Regardless, the trend for ‘part-time’ working looks set to continue, with 50% of GPs more likely to consider working fewer hours next year, in findings from the BMA’s October tracker survey.
Martin Marshall, chair of the Royal College of General Practitioners (RCGP), says that the decision to reduce hours is “positive for GPs who are doing this of their own volition, such as wanting a career portfolio or time with their family.” However, he warns that some GPs are reducing their hours because they’re “finding the job undoable.”
A greater awareness of the risk of burnout is prompting GPs to reduce their hours, Preeti Shukla, a GP at the Richmond Hill Practice in Colne, Lancashire, suggests. She says that GPs would traditionally work nine sessions a week, but that figure is now typically six. Shukla works five sessions a week and says that, because of the work pressures, “this is a good way to keep GPs sane.”
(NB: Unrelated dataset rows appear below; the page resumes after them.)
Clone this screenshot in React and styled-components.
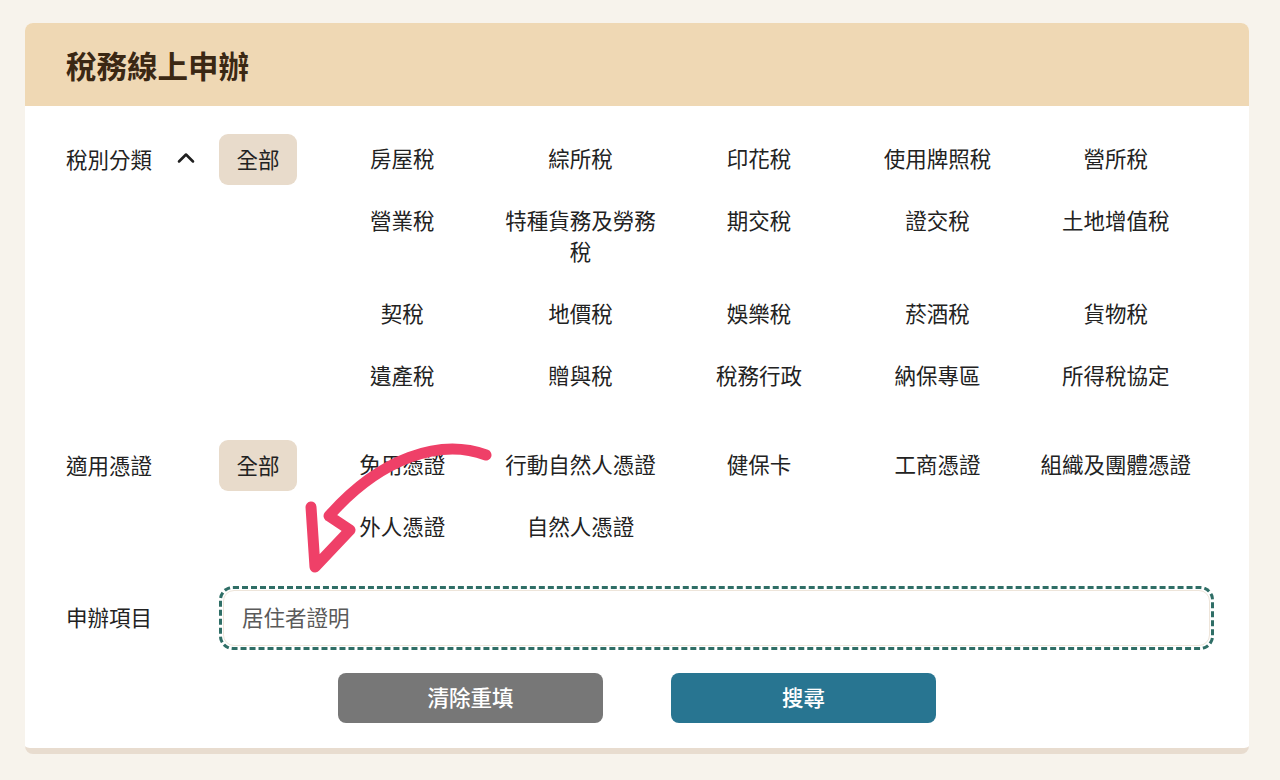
import React, { useState } from 'react'
import styled, { createGlobalStyle } from 'styled-components'
import { ChevronUp } from 'lucide-react'

const GlobalStyle = createGlobalStyle`
    body {
        margin: 0;
        background: #f7f3ec;
        font-family: "Noto Sans CJK TC", "Noto Sans", sans-serif;
        color: #222;
    }
`;

const Page = styled.div`
    padding: 23px 31px 26px 25px;
`;

const Card = styled.div`
    position: relative;
    background: #fff;
    border-radius: 8px;
    border-bottom: 6px solid #e8dccf;
`;

const Header = styled.div`
    height: 83px;
    box-sizing: border-box;
    padding: 0 41px;
    display: flex;
    align-items: center;
    background: #efd8b4;
    border-radius: 8px 8px 0 0;
`;

const Title = styled.h1`
    margin: 0;
    font-size: 30.5px;
    font-weight: 700;
    color: #3b2814;
`;

const Body = styled.div`
    padding: 28px 35px 25px 41px;
    display: flex;
    flex-direction: column;
`;

const Section = styled.div`
    display: flex;
    align-items: flex-start;
    margin-bottom: ${(p) => p.gap || 0}px;
`;

const Label = styled.div`
    width: 153px;
    flex-shrink: 0;
    height: ${(p) => p.h || 51}px;
    box-sizing: border-box;
    padding-bottom: 3px;
    display: flex;
    align-items: center;
    font-size: 21.5px;
    line-height: 31px;
    color: #222;
`;

const Toggle = styled.button`
    margin-left: 20px;
    padding: 0;
    border: none;
    background: none;
    display: flex;
    align-items: center;
    color: #1f1f1f;
    cursor: pointer;
`;

const AllButton = styled.button`
    width: 78px;
    height: 51px;
    flex-shrink: 0;
    padding: 0 0 3px;
    border: none;
    border-radius: 9px;
    background: #e8dbcb;
    font-family: inherit;
    font-size: 21.5px;
    color: #222;
    cursor: pointer;
`;

const Grid = styled.div`
    width: 892px;
    margin-left: 16px;
    display: grid;
    grid-template-columns: repeat(5, 1fr);
    row-gap: 11px;
`;

const Item = styled.div`
    padding: 8px 10px 12px;
    text-align: center;
    font-size: 21.5px;
    line-height: 31px;
    color: #222;
    cursor: pointer;
`;

const InputRing = styled.div`
    flex: 1;
    border: 3px dashed #2f6e66;
    border-radius: 14px;
    padding: 1px;
`;

const Input = styled.input`
    width: 100%;
    height: 56px;
    box-sizing: border-box;
    border: 1px solid #eee5da;
    border-radius: 11px;
    padding: 0 18px 3px;
    font-family: inherit;
    font-size: 21.5px;
    color: #222;
    outline: none;
    &::placeholder {
        color: #5a5a5a;
    }
`;

const Actions = styled.div`
    margin-top: 23px;
    display: flex;
    justify-content: center;
    gap: 68px;
    margin-right: 6px;
`;

const ActionButton = styled.button`
    width: 265px;
    height: 50px;
    padding: 0 0 3px;
    border: none;
    border-radius: 8px;
    background: ${(p) => (p.primary ? '#287591' : '#777777')};
    color: #fff;
    font-family: inherit;
    font-size: 21.5px;
    font-weight: 500;
    cursor: pointer;
`;

const Arrow = styled.svg`
    position: absolute;
    left: 0;
    top: 0;
    pointer-events: none;
`;

const taxTypes = [
    '房屋稅', '綜所稅', '印花稅', '使用牌照稅', '營所稅',
    '營業稅', '特種貨務及勞務稅', '期交稅', '證交稅', '土地增值稅',
    '契稅', '地價稅', '娛樂稅', '菸酒稅', '貨物稅',
    '遺產稅', '贈與稅', '稅務行政', '納保專區', '所得稅協定',
]

const certs = ['免用憑證', '行動自然人憑證', '健保卡', '工商憑證', '組織及團體憑證', '外人憑證', '自然人憑證']

export default function App() {
    const [open, setOpen] = useState(true)
    const [query, setQuery] = useState('')
    return (
        <Page>
            <GlobalStyle />
            <Card>
                <Header>
                    <Title>稅務線上申辦</Title>
                </Header>
                <Body>
                    <Section gap={38}>
                        <Label>
                            稅別分類
                            <Toggle onClick={() => setOpen(!open)}>
                                <ChevronUp size={28} strokeWidth={2.2} />
                            </Toggle>
                        </Label>
                        <AllButton>全部</AllButton>
                        <Grid>
                            {open && taxTypes.map((t) => <Item key={t}>{t}</Item>)}
                        </Grid>
                    </Section>
                    <Section gap={33}>
                        <Label>適用憑證</Label>
                        <AllButton>全部</AllButton>
                        <Grid>
                            {certs.map((c) => <Item key={c}>{c}</Item>)}
                        </Grid>
                    </Section>
                    <Section>
                        <Label h={64}>申辦項目</Label>
                        <InputRing>
                            <Input
                                placeholder="居住者證明"
                                value={query}
                                onChange={(e) => setQuery(e.target.value)}
                            />
                        </InputRing>
                    </Section>
                    <Actions>
                        <ActionButton onClick={() => setQuery('')}>清除重填</ActionButton>
                        <ActionButton primary>搜尋</ActionButton>
                    </Actions>
                </Body>
                <Arrow width="520" height="580" viewBox="0 0 520 580">
                    <path
                        d="M461,432 C415,415 355,435 304,493 L325,507 L290,544 L286,484"
                        fill="none"
                        stroke="#ef4068"
                        strokeWidth="11"
                        strokeLinecap="round"
                        strokeLinejoin="round"
                    />
                </Arrow>
            </Card>
        </Page>
    )
}
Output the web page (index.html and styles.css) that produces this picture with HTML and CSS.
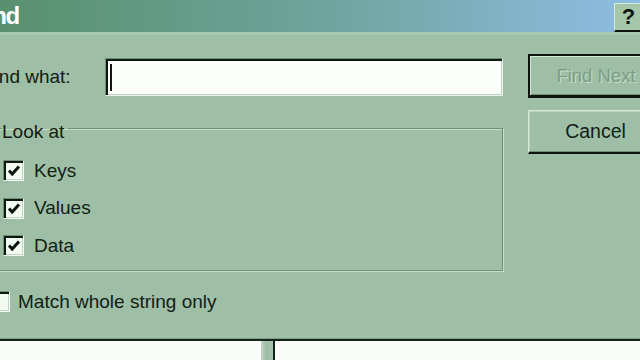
FILE: index.html
```html
<!DOCTYPE html>
<html lang="en">
<head>
    <meta charset="UTF-8">
    <meta name="viewport" content="width=device-width, initial-scale=1.0">
    <title>Find</title>
    <link rel="stylesheet" href="styles.css">
</head>
<body>

    <!-- Find dialog (left edge runs off the screen) -->
    <div class="dialog">
        <div class="titlebar">
            <span class="title">Find</span>
            <span class="help-btn">?</span>
        </div>

        <div class="content">
            <div class="form">
                <div class="find-row">
                    <span class="find-label">Find what:</span>
                    <div class="text-field"><span class="caret"></span></div>
                </div>

                <fieldset class="group">
                    <legend class="group-label">Look at</legend>
                    <div class="check-row">
                        <span class="checkbox">
                            <svg width="14" height="14" viewBox="0 0 14 14"><path d="M2 6.5 L5.2 10 L12 2.5" fill="none" stroke="#0c120e" stroke-width="3"/></svg>
                        </span>
                        <span>Keys</span>
                    </div>
                    <div class="check-row">
                        <span class="checkbox">
                            <svg width="14" height="14" viewBox="0 0 14 14"><path d="M2 6.5 L5.2 10 L12 2.5" fill="none" stroke="#0c120e" stroke-width="3"/></svg>
                        </span>
                        <span>Values</span>
                    </div>
                    <div class="check-row">
                        <span class="checkbox">
                            <svg width="14" height="14" viewBox="0 0 14 14"><path d="M2 6.5 L5.2 10 L12 2.5" fill="none" stroke="#0c120e" stroke-width="3"/></svg>
                        </span>
                        <span>Data</span>
                    </div>
                </fieldset>

                <div class="check-row match">
                    <span class="checkbox"></span>
                    <span>Match whole string only</span>
                </div>
            </div>

            <div class="buttons">
                <div class="btn btn-default disabled">Find Next</div>
                <div class="btn">Cancel</div>
            </div>
        </div>
    </div>

    <!-- Registry editor window behind the dialog -->
    <div class="panes">
        <div class="pane tree"></div>
        <div class="splitter"></div>
        <div class="pane list"></div>
    </div>

</body>
</html>
```

FILE: styles.css
```css
body {
    margin: 0;
    width: 640px;
    height: 360px;
    overflow: hidden;
    font-family: "Liberation Sans", Arial, sans-serif;
    font-size: 19px;
    color: #122016;
    background-color: #fafcfa;
}

.dialog {
    height: 339px;
    margin-left: -20px;
    background-color: #9ebfa5;
    border-bottom: 2px solid #15241a;
    box-shadow: inset 0 -1px 0 #7f9f87;
    overflow: hidden;
}

.titlebar {
    height: 32px;
    display: flex;
    align-items: center;
    justify-content: space-between;
    background: linear-gradient(to right, #578f6c, #6da39a 50%, #8dbde3);
    border-bottom: 3px solid #a8caae;
}

.title {
    color: white;
    font-size: 24px;
    font-weight: bold;
    margin-left: -6px;
    letter-spacing: -1.5px;
}

.help-btn {
    width: 27px;
    height: 26px;
    margin-right: -2px;
    margin-top: 2px;
    background-color: #a6c6aa;
    color: #0c140e;
    font-size: 22px;
    font-weight: bold;
    text-align: center;
    line-height: 26px;
    border-top: 1px solid #d8ecdc;
    border-left: 1px solid #d8ecdc;
    border-bottom: 2px solid #0c140e;
}

.content {
    display: flex;
    gap: 25px;
    padding-top: 19px;
}

.form {
    width: 523px;
    flex-shrink: 0;
}

.find-row {
    display: flex;
    align-items: center;
    height: 40px;
    margin-top: 3px;
}

.find-label {
    width: 122px;
    padding-left: 3px;
}

.text-field {
    flex: 1;
    height: 36px;
    background-color: #fcfefc;
    border-top: 1px solid #6f8f77;
    border-left: 1px solid #6f8f77;
    border-right: 1px solid #eaf4ea;
    border-bottom: 1px solid #eaf4ea;
    box-shadow: inset 2px 2px 0 #0e1810, inset -1px -1px 0 #c0d6c4;
    display: flex;
    align-items: center;
    padding-left: 4px;
}

.caret {
    width: 2px;
    height: 27px;
    background-color: #0e1810;
}

.group {
    margin: 16px 0 0 6px;
    padding: 9px 0 5px 16px;
    border: 1px solid #6e8e76;
    box-shadow: inset 1px 1px 0 #c6dec9, 1px 1px 0 #c6dec9;
}

.group-label {
    padding: 8px 4px 0 0;
    margin-left: -1px;
    line-height: 22px;
}

.check-row {
    display: flex;
    align-items: center;
    gap: 10px;
    height: 37.5px;
}

.checkbox {
    width: 21px;
    height: 21px;
    background-color: #f2faf2;
    border-top: 1px solid #6f8f77;
    border-left: 1px solid #6f8f77;
    border-right: 1px solid #f4faf4;
    border-bottom: 1px solid #f4faf4;
    box-shadow: inset 2px 2px 0 #0e1810, inset -1px -1px 0 #c0d6c4;
    display: flex;
    align-items: center;
    justify-content: center;
    padding: 1px 0 0 1px;
    box-sizing: border-box;
}

.match {
    height: 22px;
    margin: 20px 0 0 9px;
    gap: 8px;
}

.buttons {
    display: flex;
    flex-direction: column;
    gap: 12px;
    flex-shrink: 0;
}

.btn {
    width: 136px;
    height: 44px;
    box-sizing: border-box;
    display: flex;
    align-items: center;
    justify-content: center;
    font-size: 19.5px;
    border-top: 1px solid #d6ead9;
    border-left: 1px solid #d6ead9;
    border-right: 2px solid #0c140e;
    border-bottom: 2px solid #0c140e;
    box-shadow: inset -1px -1px 0 #6f8f77, inset 1px 1px 0 #b8d4bc;
}

.btn-default {
    border: 2px solid #0c140e;
    border-bottom-width: 3px;
    box-shadow: inset 1px 1px 0 #d6ead9, inset -1px -1px 0 #6f8f77;
    font-size: 18.5px;
}

.disabled {
    color: #7c9c84;
    text-shadow: 1px 1px 0 #c8e0cc;
}

.panes {
    display: flex;
    height: 19px;
}

.pane {
    background-color: #fafcfa;
}

.tree {
    width: 261px;
}

.splitter {
    width: 12px;
    background: linear-gradient(to right, #c4d6c6, #9fbca6 40%, #a8c4ae);
    border-right: 2px solid #15241a;
}

.list {
    flex: 1;
}
```
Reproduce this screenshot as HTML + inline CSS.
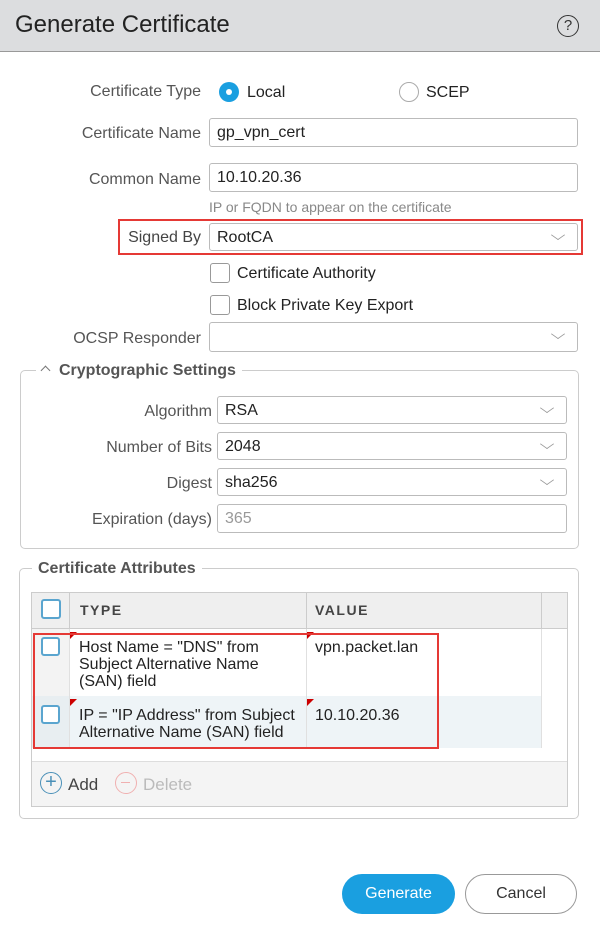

This trend for increased part-time working will, at least partly, negate the gains made in recruitment.
Increase in salaried versus partner GPs
The past five years have seen an ongoing trend towards salaried posts, driven by GPs quitting partnership roles, and newly qualified GPs not wanting them. Salaried GP numbers have risen even more sharply since the start of the pandemic: 9,126 full time equivalent (FTE) salaried GPs were recorded in September 2020, up by 455 (5.4%) since the pandemic began in March, according to GP workforce data from NHS Digital.
This could reflect a rise in GPs shifting from locum work into salaried posts during the pandemic because of the drop in locum opportunities. NHS Digital’s workforce data shows 1,391 FTE locum GPs in 2020, down by 116 (8.3%) from December 2019. The option to work as a salaried GP reflects the specialty’s flexibility, says the BMA’s Richard Vautrey, chair of the BMA’s General Practitioners Committee. “A GP may start out as salaried, gain confidence to become a partner, then later choose to be salaried again,” he says.
For Marshall, however, the partnership model is “the bedrock of the autonomy of general practice.” Over the years the number of GP partners has fallen from 85% to below 50%, he says. He’d like to see a balance of partnerships and salaried GPs—“maybe 50% each is the right balance”—to maintain that flexibility.
Krishna Kasaraneni, a GP in Sheffield and workforce lead for the BMA’s General Practitioners Committee, says that the BMA is working on increasing the numbers of GP partners. “We’ve tried to address this with the new GP contract’s partnership payment [the Targeted Enhanced Recruitment Scheme],” he explains.